== CHALLENGE ==
Tally how many lines hold the string "Tailwind". Your reply should be that number alone.
##### DATASET ROWS
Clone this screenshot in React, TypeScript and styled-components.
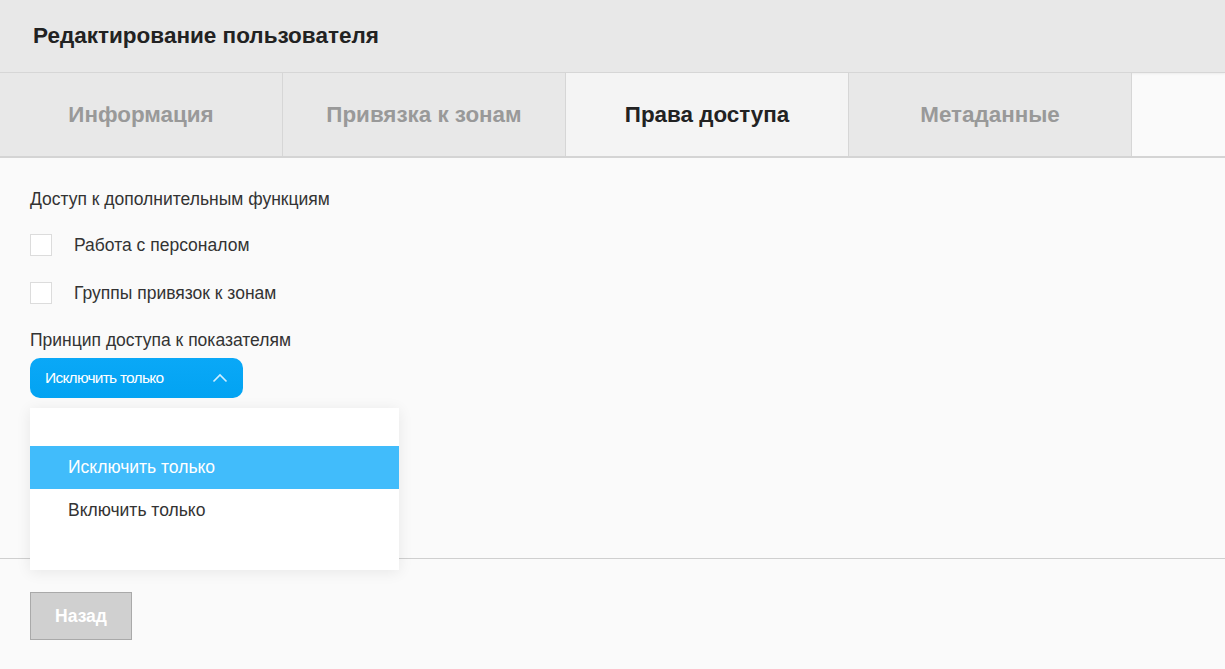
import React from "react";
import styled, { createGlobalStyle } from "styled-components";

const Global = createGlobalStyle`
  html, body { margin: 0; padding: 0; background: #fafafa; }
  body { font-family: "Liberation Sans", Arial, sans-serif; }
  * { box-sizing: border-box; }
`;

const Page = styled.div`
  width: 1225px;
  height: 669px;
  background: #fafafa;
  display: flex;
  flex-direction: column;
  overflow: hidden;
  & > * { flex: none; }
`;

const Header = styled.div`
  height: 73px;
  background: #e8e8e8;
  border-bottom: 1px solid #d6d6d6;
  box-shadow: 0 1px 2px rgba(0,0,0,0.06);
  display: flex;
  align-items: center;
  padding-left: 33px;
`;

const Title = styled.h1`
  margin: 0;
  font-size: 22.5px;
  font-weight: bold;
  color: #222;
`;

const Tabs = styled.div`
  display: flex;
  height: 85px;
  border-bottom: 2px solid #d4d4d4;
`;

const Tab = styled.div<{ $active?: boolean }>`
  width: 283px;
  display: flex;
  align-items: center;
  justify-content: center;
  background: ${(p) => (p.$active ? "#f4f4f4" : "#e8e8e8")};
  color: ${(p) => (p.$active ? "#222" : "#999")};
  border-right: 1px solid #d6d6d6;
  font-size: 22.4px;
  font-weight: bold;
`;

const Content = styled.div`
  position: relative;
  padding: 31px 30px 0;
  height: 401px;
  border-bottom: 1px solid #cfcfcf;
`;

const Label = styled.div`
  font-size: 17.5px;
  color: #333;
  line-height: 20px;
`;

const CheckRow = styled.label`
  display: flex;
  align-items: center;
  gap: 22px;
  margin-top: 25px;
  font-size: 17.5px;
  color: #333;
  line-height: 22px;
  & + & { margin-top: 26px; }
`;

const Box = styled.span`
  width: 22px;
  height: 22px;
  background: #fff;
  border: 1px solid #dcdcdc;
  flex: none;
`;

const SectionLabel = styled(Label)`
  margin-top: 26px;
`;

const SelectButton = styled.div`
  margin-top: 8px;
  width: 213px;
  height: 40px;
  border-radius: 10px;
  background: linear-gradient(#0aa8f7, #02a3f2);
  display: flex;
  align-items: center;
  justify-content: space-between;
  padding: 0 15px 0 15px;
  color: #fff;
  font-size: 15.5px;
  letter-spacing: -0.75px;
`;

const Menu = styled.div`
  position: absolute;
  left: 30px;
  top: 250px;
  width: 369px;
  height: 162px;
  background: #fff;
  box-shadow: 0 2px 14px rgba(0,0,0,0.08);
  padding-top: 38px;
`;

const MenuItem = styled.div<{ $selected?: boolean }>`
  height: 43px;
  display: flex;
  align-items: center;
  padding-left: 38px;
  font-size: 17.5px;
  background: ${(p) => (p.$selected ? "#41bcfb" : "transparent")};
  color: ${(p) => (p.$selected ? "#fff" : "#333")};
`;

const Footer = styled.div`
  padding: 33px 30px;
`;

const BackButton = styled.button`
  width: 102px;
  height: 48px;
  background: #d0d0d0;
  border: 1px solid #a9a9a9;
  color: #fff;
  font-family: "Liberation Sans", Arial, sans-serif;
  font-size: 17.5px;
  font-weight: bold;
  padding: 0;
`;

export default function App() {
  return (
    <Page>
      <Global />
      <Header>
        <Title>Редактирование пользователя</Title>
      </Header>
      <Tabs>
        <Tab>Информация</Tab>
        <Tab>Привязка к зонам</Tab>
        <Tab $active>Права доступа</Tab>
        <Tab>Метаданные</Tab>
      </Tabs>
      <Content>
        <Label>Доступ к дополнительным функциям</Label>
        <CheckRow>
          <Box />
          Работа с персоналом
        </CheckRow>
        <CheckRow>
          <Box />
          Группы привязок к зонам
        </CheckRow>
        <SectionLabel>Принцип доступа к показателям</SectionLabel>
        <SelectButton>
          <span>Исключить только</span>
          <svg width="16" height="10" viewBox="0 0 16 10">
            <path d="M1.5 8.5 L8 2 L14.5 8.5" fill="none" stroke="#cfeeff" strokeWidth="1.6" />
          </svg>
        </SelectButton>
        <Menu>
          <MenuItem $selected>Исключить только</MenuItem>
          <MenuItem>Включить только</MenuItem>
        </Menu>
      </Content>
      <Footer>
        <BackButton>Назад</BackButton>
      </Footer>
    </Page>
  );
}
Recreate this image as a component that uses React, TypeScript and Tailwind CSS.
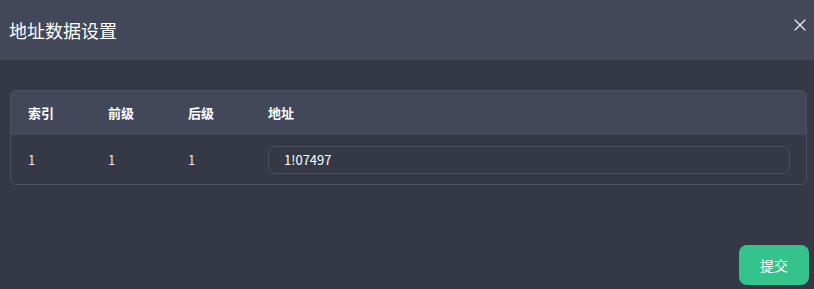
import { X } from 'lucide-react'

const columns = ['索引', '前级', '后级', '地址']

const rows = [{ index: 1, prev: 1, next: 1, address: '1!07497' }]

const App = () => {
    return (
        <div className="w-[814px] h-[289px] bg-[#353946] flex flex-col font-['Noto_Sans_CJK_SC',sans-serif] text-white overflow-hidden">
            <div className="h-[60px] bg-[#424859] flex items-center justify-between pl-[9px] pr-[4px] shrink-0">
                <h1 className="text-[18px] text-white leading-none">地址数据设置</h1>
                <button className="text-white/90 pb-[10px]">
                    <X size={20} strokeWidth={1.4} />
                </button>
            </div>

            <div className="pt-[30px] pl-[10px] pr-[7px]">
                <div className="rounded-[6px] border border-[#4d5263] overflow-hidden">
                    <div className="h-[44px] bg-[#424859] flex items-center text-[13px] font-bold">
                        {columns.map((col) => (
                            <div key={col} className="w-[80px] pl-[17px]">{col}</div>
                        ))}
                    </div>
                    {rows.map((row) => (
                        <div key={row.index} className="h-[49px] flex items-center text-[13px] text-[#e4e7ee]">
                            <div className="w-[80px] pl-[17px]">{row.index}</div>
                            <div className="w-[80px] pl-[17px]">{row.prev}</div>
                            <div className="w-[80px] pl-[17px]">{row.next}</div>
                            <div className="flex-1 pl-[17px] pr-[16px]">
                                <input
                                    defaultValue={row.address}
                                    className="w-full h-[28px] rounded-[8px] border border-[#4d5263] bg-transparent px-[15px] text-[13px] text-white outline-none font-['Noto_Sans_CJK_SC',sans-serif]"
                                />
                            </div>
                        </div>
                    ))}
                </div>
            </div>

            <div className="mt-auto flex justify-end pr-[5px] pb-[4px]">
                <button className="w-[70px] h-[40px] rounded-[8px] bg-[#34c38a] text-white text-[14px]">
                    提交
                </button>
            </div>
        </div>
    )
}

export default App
##########
##### DATASET ROWS
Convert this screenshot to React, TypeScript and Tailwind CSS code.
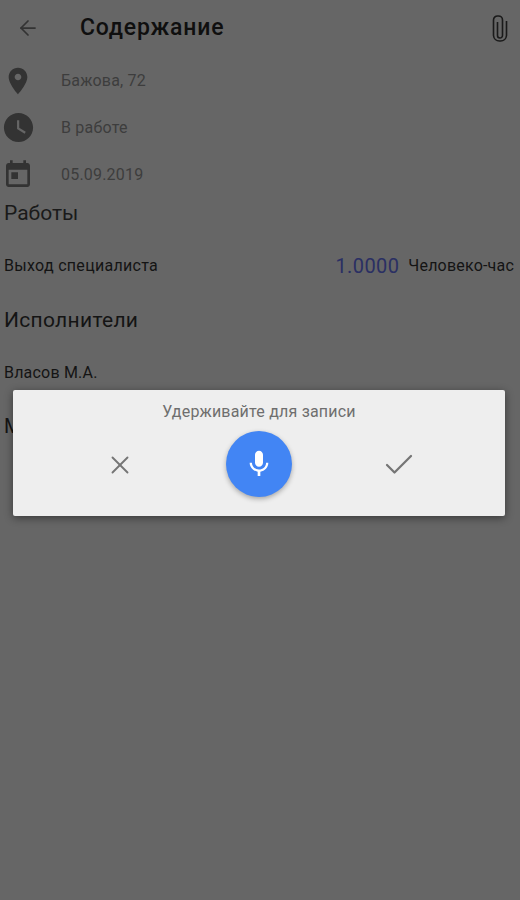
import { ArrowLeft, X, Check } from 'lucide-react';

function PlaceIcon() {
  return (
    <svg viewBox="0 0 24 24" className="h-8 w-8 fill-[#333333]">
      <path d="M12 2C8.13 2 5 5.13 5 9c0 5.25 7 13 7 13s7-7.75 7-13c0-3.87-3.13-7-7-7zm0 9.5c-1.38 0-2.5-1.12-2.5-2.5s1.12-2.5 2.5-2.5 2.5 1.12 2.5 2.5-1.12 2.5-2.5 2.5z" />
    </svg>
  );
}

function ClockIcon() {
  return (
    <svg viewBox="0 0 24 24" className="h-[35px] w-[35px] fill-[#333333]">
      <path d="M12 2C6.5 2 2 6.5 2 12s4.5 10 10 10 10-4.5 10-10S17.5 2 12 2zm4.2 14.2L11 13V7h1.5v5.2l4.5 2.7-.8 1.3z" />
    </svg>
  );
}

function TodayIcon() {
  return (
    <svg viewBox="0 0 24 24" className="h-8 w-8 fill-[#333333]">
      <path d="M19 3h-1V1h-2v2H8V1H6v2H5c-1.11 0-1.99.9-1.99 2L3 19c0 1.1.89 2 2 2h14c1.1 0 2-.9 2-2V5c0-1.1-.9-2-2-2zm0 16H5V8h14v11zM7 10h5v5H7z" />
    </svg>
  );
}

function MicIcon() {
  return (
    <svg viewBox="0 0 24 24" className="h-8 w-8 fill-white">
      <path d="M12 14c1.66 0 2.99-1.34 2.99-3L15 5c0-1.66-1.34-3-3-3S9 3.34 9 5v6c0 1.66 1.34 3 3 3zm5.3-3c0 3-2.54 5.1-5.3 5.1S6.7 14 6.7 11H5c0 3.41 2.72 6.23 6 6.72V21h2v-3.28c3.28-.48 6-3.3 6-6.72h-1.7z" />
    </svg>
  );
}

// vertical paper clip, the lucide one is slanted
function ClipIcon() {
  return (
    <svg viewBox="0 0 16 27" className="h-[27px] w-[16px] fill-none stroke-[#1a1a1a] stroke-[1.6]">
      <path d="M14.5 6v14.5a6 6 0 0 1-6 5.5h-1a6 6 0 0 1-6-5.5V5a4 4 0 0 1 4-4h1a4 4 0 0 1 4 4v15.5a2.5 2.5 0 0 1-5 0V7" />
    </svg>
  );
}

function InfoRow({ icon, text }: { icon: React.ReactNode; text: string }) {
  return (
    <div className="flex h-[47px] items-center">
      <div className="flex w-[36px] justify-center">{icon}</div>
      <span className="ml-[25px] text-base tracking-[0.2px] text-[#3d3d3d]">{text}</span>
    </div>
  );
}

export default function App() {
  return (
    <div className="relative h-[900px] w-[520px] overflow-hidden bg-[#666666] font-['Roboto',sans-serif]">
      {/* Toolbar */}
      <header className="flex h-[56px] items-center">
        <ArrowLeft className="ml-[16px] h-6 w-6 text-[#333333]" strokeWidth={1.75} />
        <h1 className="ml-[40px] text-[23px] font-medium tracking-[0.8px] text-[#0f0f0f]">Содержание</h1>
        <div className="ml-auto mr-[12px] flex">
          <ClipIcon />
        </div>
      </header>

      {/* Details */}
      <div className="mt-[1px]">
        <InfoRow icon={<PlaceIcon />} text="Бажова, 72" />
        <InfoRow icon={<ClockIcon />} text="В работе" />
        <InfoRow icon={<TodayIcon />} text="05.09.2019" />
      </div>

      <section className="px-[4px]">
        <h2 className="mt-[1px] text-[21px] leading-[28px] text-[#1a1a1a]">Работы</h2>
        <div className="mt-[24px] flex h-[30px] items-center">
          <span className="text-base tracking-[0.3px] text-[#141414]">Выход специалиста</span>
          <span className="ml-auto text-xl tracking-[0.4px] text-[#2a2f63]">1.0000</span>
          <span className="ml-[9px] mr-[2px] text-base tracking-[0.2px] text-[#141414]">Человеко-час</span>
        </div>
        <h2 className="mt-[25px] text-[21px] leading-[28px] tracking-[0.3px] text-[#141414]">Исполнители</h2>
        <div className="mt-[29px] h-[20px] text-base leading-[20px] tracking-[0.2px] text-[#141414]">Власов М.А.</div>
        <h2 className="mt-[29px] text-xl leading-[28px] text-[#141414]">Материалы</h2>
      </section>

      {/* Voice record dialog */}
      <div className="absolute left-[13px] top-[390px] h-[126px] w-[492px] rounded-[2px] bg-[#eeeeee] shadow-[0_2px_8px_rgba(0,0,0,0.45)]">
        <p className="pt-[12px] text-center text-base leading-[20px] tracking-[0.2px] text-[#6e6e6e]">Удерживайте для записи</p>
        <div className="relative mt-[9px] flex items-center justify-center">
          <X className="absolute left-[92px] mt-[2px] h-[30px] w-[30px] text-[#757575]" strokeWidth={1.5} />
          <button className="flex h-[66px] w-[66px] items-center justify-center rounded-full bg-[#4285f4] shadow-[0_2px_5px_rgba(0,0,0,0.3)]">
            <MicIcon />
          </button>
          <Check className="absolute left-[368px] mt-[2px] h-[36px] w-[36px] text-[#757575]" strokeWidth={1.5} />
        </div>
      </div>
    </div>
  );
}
##########
== RESPONSE TO THIS EXERCISE ==
2